Pictures stay out of the copy; restate everything else in the material exactly.
+ + + + + + +
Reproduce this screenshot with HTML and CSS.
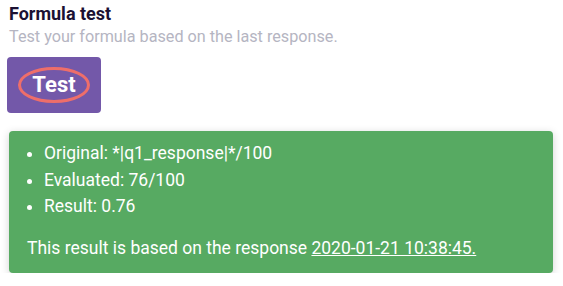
FILE: index.html
```html
<!DOCTYPE html>
<html lang="en">
<head>
    <meta charset="UTF-8">
    <meta name="viewport" content="width=device-width, initial-scale=1.0">
    <title>Formula test</title>
    <link rel="stylesheet" href="styles.css">
</head>
<body>
    <div class="formula-test">
        <h3 class="title">Formula test</h3>
        <p class="subtitle">Test your formula based on the last response.</p>

        <button class="test-btn">
            <span class="circled">Test</span>
        </button>

        <div class="result">
            <ul>
                <li>Original: *|q1_response|*/100</li>
                <li>Evaluated: 76/100</li>
                <li>Result: 0.76</li>
            </ul>
            <p>This result is based on the response <a href="#">2020-01-21 10:38:45.</a></p>
        </div>
    </div>
</body>
</html>
```

FILE: styles.css
```css
body {
    margin: 0;
    background-color: #fff;
    font-family: Roboto, "Liberation Sans", sans-serif;
}

.formula-test {
    padding: 3px 10px 0 9px;
}

.title {
    margin: 0;
    font-size: 18px;
    font-weight: 700;
    line-height: 22px;
    color: #1b1133;
}

.subtitle {
    margin: 0;
    font-size: 16.2px;
    line-height: 24px;
    color: #b5b5c2;
}

.test-btn {
    margin: 8px 0 0 -2px;
    width: 94px;
    height: 56px;
    display: flex;
    align-items: center;
    justify-content: center;
    background-color: #7358a9;
    border: none;
    border-radius: 4px;
    color: #fff;
    font-family: inherit;
    font-size: 22px;
    font-weight: 700;
    cursor: pointer;
}

.circled {
    padding: 3px 11px;
    border: 3px solid #ee6e6a;
    border-radius: 50%;
    line-height: 24px;
}

.result {
    margin-top: 18px;
    padding: 9px 18px 12px;
    background-color: #57aa62;
    border-radius: 4px;
    box-shadow: 0 2px 8px rgba(0, 0, 0, 0.18);
    color: #fff;
    font-size: 17.5px;
    line-height: 26.5px;
}

.result ul {
    margin: 0;
    padding-left: 17px;
}

.result p {
    margin: 15px 0 0;
}

.result a {
    color: #fff;
}
```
+ + + + + + +
§ **Answer**:
Reproduce this screenshot with HTML and CSS.
FILE: index.html
```html
<!DOCTYPE html>
<html lang="en">
<head>
    <meta charset="UTF-8">
    <meta name="viewport" content="width=device-width, initial-scale=1.0">
    <title>Formula test</title>
    <link rel="stylesheet" href="styles.css">
</head>
<body>
    <div class="formula-test">
        <h3 class="title">Formula test</h3>
        <p class="subtitle">Test your formula based on the last response.</p>

        <button class="test-btn">
            <span class="circled">Test</span>
        </button>

        <div class="result">
            <ul>
                <li>Original: *|q1_response|*/100</li>
                <li>Evaluated: 76/100</li>
                <li>Result: 0.76</li>
            </ul>
            <p>This result is based on the response <a href="#">2020-01-21 10:38:45.</a></p>
        </div>
    </div>
</body>
</html>
```

FILE: styles.css
```css
body {
    margin: 0;
    background-color: #fff;
    font-family: Roboto, "Liberation Sans", sans-serif;
}

.formula-test {
    padding: 3px 10px 0 9px;
}

.title {
    margin: 0;
    font-size: 18px;
    font-weight: 700;
    line-height: 22px;
    color: #1b1133;
}

.subtitle {
    margin: 0;
    font-size: 16.2px;
    line-height: 24px;
    color: #b5b5c2;
}

.test-btn {
    margin: 8px 0 0 -2px;
    width: 94px;
    height: 56px;
    display: flex;
    align-items: center;
    justify-content: center;
    background-color: #7358a9;
    border: none;
    border-radius: 4px;
    color: #fff;
    font-family: inherit;
    font-size: 22px;
    font-weight: 700;
    cursor: pointer;
}

.circled {
    padding: 3px 11px;
    border: 3px solid #ee6e6a;
    border-radius: 50%;
    line-height: 24px;
}

.result {
    margin-top: 18px;
    padding: 9px 18px 12px;
    background-color: #57aa62;
    border-radius: 4px;
    box-shadow: 0 2px 8px rgba(0, 0, 0, 0.18);
    color: #fff;
    font-size: 17.5px;
    line-height: 26.5px;
}

.result ul {
    margin: 0;
    padding-left: 17px;
}

.result p {
    margin: 15px 0 0;
}

.result a {
    color: #fff;
}
```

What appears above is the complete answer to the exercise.